§ Written task: Quote, verbatim, all material below, without pictures.
## Start Dataset section
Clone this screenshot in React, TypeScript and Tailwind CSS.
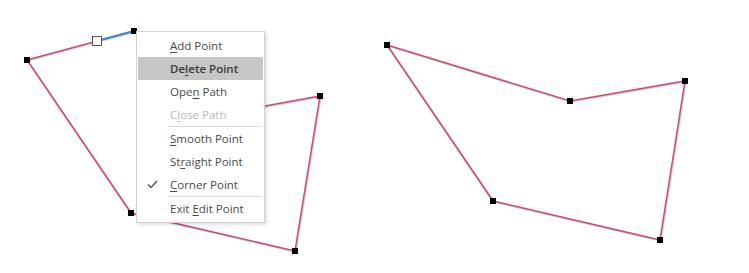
import React from 'react';

type Pt = [number, number];

const leftShape: Pt[] = [
  [27, 60],
  [134, 31],
  [210, 116],
  [320, 96],
  [295, 251],
  [131, 213],
];

const rightShape: Pt[] = [
  [387, 45],
  [570, 101],
  [685, 81],
  [660, 240],
  [493, 201],
];

const toPoints = (pts: Pt[]) => pts.map(p => p.join(',')).join(' ');

const Handle = ({ p }: { p: Pt }) => (
  <rect x={p[0] - 3} y={p[1] - 3} width={6} height={6} fill="#000" />
);

interface MenuItem {
  label: React.ReactNode;
  active?: boolean;
  disabled?: boolean;
  checked?: boolean;
  separatorBefore?: boolean;
}

const U = ({ children }: { children: React.ReactNode }) => <span className="underline underline-offset-2">{children}</span>;

const items: MenuItem[] = [
  { label: <><U>A</U>dd Point</> },
  { label: <>De<U>l</U>ete Point</>, active: true },
  { label: <>Ope<U>n</U> Path</> },
  { label: <>C<U>l</U>ose Path</>, disabled: true },
  { label: <><U>S</U>mooth Point</>, separatorBefore: true },
  { label: <>St<U>r</U>aight Point</> },
  { label: <><U>C</U>orner Point</>, checked: true },
  { label: <>Exit <U>E</U>dit Point</>, separatorBefore: true },
];

const ContextMenu = () => (
  <div className="absolute left-[136px] top-[31px] w-[129px] border border-[#d2d2d2] bg-white py-[2px] shadow-[2px_2px_3px_rgba(0,0,0,0.12)]">
    {items.map((item, i) => (
      <React.Fragment key={i}>
        {item.separatorBefore && <div className="ml-[31px] mr-[2px] h-px bg-[#dcdcdc]" />}
        <div
          className={
            'relative mx-[1px] flex h-[23px] items-center pl-[32px] text-[11.5px] ' +
            (item.active ? 'bg-[#c6c6c6] font-semibold text-[#3a3a3a]' : '') +
            (item.disabled ? ' text-[#b8b8b8]' : '') +
            (!item.active && !item.disabled ? ' text-[#4a4a4a]' : '')
          }
        >
          {item.checked && (
            <svg className="absolute left-[9px] top-[7px]" width="11" height="9" viewBox="0 0 11 9">
              <path d="M1 4.5 L4 7.5 L10 1" fill="none" stroke="#555" strokeWidth="1.4" />
            </svg>
          )}
          <span className="whitespace-pre">{item.label}</span>
        </div>
      </React.Fragment>
    ))}
  </div>
);

export default function App() {
  return (
    <div className="relative h-[273px] w-[749px] overflow-hidden bg-white font-['Open_Sans',sans-serif]">
      <svg className="absolute inset-0" width="749" height="273" viewBox="0 0 749 273">
        {[leftShape, rightShape].map((s, i) => (
          <g key={i}>
            <polygon points={toPoints(s)} fill="none" stroke="#a8cdf2" strokeWidth="2" strokeOpacity="0.8" transform="translate(0.8,0.8)" />
            <polygon points={toPoints(s)} fill="none" stroke="#e0475c" strokeWidth="1.5" />
          </g>
        ))}
        {/* selected segment */}
        <line x1="97" y1="41" x2="134" y2="31" stroke="#4a86c8" strokeWidth="2" />
        {leftShape.map((p, i) => (i === 2 ? null : <Handle key={i} p={p} />))}
        {rightShape.map((p, i) => (
          <Handle key={i} p={p} />
        ))}
        <rect x="92.5" y="36.5" width="9" height="9" fill="#fff" stroke="#555" strokeWidth="1" />
      </svg>
      <ContextMenu />
    </div>
  );
}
## End Dataset section
§ Reply:
Clone this screenshot in React, TypeScript and Tailwind CSS.
import React from 'react';

type Pt = [number, number];

const leftShape: Pt[] = [
  [27, 60],
  [134, 31],
  [210, 116],
  [320, 96],
  [295, 251],
  [131, 213],
];

const rightShape: Pt[] = [
  [387, 45],
  [570, 101],
  [685, 81],
  [660, 240],
  [493, 201],
];

const toPoints = (pts: Pt[]) => pts.map(p => p.join(',')).join(' ');

const Handle = ({ p }: { p: Pt }) => (
  <rect x={p[0] - 3} y={p[1] - 3} width={6} height={6} fill="#000" />
);

interface MenuItem {
  label: React.ReactNode;
  active?: boolean;
  disabled?: boolean;
  checked?: boolean;
  separatorBefore?: boolean;
}

const U = ({ children }: { children: React.ReactNode }) => <span className="underline underline-offset-2">{children}</span>;

const items: MenuItem[] = [
  { label: <><U>A</U>dd Point</> },
  { label: <>De<U>l</U>ete Point</>, active: true },
  { label: <>Ope<U>n</U> Path</> },
  { label: <>C<U>l</U>ose Path</>, disabled: true },
  { label: <><U>S</U>mooth Point</>, separatorBefore: true },
  { label: <>St<U>r</U>aight Point</> },
  { label: <><U>C</U>orner Point</>, checked: true },
  { label: <>Exit <U>E</U>dit Point</>, separatorBefore: true },
];

const ContextMenu = () => (
  <div className="absolute left-[136px] top-[31px] w-[129px] border border-[#d2d2d2] bg-white py-[2px] shadow-[2px_2px_3px_rgba(0,0,0,0.12)]">
    {items.map((item, i) => (
      <React.Fragment key={i}>
        {item.separatorBefore && <div className="ml-[31px] mr-[2px] h-px bg-[#dcdcdc]" />}
        <div
          className={
            'relative mx-[1px] flex h-[23px] items-center pl-[32px] text-[11.5px] ' +
            (item.active ? 'bg-[#c6c6c6] font-semibold text-[#3a3a3a]' : '') +
            (item.disabled ? ' text-[#b8b8b8]' : '') +
            (!item.active && !item.disabled ? ' text-[#4a4a4a]' : '')
          }
        >
          {item.checked && (
            <svg className="absolute left-[9px] top-[7px]" width="11" height="9" viewBox="0 0 11 9">
              <path d="M1 4.5 L4 7.5 L10 1" fill="none" stroke="#555" strokeWidth="1.4" />
            </svg>
          )}
          <span className="whitespace-pre">{item.label}</span>
        </div>
      </React.Fragment>
    ))}
  </div>
);

export default function App() {
  return (
    <div className="relative h-[273px] w-[749px] overflow-hidden bg-white font-['Open_Sans',sans-serif]">
      <svg className="absolute inset-0" width="749" height="273" viewBox="0 0 749 273">
        {[leftShape, rightShape].map((s, i) => (
          <g key={i}>
            <polygon points={toPoints(s)} fill="none" stroke="#a8cdf2" strokeWidth="2" strokeOpacity="0.8" transform="translate(0.8,0.8)" />
            <polygon points={toPoints(s)} fill="none" stroke="#e0475c" strokeWidth="1.5" />
          </g>
        ))}
        {/* selected segment */}
        <line x1="97" y1="41" x2="134" y2="31" stroke="#4a86c8" strokeWidth="2" />
        {leftShape.map((p, i) => (i === 2 ? null : <Handle key={i} p={p} />))}
        {rightShape.map((p, i) => (
          <Handle key={i} p={p} />
        ))}
        <rect x="92.5" y="36.5" width="9" height="9" fill="#fff" stroke="#555" strokeWidth="1" />
      </svg>
      <ContextMenu />
    </div>
  );
}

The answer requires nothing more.